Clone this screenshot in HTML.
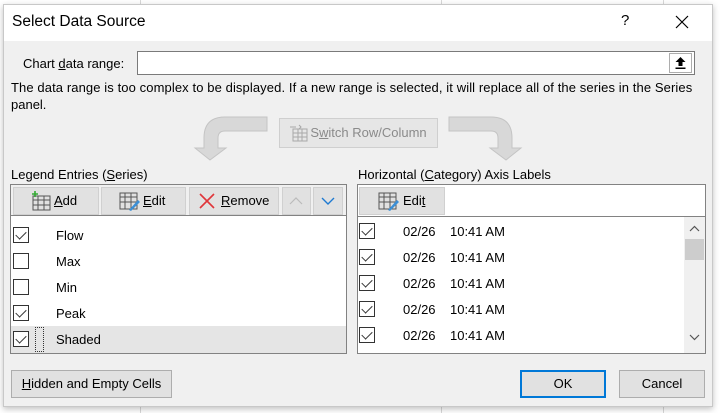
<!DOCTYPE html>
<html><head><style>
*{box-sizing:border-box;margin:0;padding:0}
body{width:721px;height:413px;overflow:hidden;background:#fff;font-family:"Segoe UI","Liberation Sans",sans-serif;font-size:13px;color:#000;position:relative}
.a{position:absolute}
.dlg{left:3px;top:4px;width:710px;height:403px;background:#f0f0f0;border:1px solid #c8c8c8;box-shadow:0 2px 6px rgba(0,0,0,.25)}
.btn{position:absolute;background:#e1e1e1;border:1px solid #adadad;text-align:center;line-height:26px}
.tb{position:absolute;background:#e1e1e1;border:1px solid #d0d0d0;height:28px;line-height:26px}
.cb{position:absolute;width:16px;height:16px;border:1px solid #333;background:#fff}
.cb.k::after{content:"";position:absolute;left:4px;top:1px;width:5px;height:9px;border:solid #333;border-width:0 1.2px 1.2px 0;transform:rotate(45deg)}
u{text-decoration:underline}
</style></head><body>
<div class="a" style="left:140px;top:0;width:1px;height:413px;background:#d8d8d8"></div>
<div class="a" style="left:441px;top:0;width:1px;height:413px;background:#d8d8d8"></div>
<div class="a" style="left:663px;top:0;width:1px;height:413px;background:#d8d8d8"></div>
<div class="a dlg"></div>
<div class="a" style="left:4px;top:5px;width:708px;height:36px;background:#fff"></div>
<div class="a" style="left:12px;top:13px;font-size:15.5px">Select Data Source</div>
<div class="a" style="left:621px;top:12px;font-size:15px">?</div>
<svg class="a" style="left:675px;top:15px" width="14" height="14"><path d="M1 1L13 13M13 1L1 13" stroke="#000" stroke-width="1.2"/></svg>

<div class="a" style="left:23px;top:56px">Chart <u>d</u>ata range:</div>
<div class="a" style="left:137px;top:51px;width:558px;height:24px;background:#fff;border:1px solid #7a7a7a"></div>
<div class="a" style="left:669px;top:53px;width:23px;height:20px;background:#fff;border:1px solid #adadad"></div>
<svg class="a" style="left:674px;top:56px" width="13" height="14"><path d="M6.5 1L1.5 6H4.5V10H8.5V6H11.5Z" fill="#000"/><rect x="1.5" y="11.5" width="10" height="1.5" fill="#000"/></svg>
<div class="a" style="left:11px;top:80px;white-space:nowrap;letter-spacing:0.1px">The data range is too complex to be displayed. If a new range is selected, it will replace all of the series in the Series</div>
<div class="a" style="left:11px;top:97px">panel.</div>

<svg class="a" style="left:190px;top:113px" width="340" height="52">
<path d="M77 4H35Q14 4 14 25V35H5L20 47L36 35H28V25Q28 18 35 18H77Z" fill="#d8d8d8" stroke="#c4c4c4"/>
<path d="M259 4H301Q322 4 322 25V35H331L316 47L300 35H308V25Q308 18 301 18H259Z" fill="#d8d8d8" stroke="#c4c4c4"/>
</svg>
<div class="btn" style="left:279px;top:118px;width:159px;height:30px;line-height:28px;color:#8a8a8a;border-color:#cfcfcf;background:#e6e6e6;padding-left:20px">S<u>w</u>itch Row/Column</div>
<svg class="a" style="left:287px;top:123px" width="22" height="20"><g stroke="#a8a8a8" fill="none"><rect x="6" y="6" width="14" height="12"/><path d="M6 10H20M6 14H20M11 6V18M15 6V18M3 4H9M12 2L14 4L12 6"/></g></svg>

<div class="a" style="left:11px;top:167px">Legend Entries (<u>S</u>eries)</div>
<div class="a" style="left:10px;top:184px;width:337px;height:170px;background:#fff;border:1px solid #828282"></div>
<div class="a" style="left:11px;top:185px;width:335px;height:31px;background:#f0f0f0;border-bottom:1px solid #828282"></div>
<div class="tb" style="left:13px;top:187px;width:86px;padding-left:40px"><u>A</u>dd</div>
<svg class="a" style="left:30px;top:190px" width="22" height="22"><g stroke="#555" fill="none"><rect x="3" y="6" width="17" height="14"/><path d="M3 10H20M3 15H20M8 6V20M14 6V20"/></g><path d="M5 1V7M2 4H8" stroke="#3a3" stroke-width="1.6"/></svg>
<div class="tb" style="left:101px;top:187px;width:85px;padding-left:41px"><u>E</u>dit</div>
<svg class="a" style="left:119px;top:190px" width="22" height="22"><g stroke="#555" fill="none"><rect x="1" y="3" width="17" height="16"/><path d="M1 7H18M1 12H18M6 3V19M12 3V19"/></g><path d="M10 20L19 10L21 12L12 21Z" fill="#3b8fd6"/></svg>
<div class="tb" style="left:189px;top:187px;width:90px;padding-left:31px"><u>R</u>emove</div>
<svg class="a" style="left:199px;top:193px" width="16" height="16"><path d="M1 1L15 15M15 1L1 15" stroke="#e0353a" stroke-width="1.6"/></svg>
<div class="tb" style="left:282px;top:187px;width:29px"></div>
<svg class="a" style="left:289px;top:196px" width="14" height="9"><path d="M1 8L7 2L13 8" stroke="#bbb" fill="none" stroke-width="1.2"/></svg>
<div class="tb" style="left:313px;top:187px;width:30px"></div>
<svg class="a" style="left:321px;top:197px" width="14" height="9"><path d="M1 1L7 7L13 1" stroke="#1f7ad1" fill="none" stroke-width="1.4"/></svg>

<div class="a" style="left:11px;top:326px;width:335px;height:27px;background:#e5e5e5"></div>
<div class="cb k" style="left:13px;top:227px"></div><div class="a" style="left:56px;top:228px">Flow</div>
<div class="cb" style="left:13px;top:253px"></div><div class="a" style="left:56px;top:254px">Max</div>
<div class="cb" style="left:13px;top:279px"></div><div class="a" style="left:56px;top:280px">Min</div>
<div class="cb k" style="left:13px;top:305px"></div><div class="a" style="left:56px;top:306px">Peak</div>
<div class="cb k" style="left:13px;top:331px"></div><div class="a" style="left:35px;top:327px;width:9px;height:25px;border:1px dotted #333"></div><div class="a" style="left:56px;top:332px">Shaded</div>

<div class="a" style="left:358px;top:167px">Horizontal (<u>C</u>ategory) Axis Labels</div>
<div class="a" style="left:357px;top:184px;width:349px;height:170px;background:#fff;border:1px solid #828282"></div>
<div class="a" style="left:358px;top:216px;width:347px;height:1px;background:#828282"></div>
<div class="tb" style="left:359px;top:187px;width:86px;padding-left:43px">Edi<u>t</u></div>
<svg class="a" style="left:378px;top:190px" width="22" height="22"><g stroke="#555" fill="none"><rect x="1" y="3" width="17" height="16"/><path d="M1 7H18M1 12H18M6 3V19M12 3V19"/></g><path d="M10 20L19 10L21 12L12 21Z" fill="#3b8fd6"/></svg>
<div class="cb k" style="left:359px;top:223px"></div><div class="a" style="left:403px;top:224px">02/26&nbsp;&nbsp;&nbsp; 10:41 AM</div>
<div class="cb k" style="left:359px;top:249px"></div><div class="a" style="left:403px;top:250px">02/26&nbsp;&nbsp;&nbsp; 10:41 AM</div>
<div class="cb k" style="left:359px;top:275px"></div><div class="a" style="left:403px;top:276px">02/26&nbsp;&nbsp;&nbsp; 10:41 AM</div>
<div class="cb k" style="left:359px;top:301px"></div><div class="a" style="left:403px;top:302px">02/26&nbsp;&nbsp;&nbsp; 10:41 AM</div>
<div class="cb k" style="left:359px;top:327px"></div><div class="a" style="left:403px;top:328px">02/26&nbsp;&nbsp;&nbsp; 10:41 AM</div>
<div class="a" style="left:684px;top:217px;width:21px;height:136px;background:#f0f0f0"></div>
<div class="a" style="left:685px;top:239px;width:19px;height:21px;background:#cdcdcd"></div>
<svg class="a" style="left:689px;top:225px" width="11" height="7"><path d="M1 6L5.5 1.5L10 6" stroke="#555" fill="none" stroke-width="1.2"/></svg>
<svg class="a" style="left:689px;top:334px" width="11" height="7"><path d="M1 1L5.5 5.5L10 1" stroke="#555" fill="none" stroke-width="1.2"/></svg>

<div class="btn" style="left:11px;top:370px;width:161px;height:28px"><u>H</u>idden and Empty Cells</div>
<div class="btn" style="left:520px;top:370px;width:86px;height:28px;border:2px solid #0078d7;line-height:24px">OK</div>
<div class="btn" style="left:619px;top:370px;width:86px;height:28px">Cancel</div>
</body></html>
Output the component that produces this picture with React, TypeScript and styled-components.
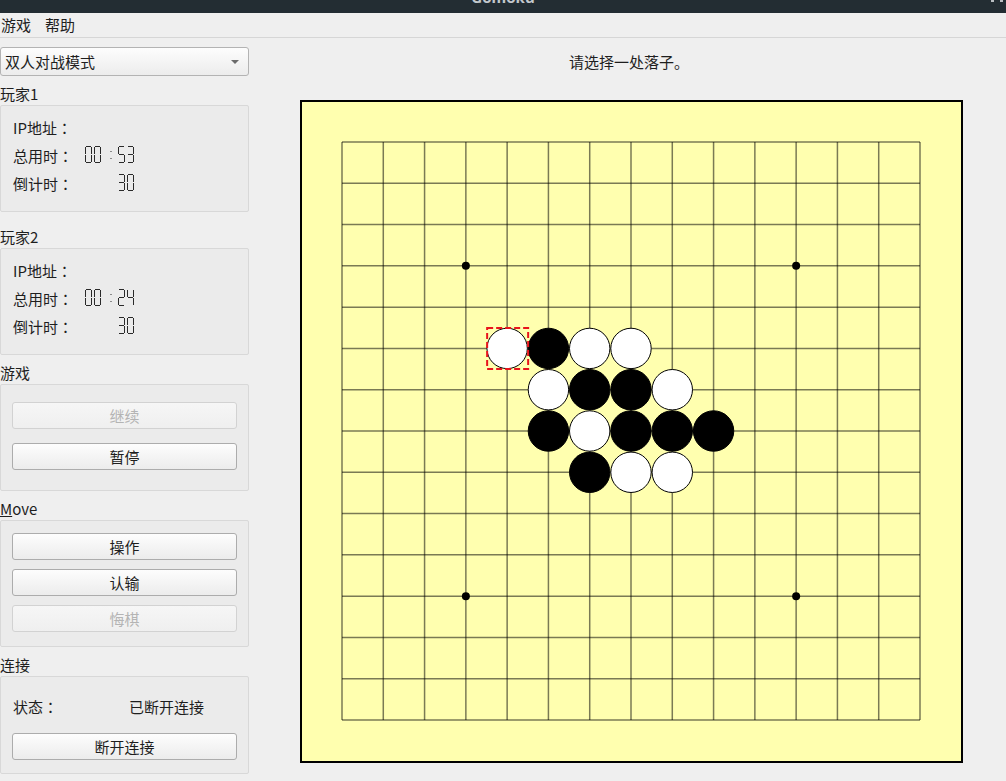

To be done: Using the records above, say how many lines include the string "this". Only the number is wanted.

Correct result: 2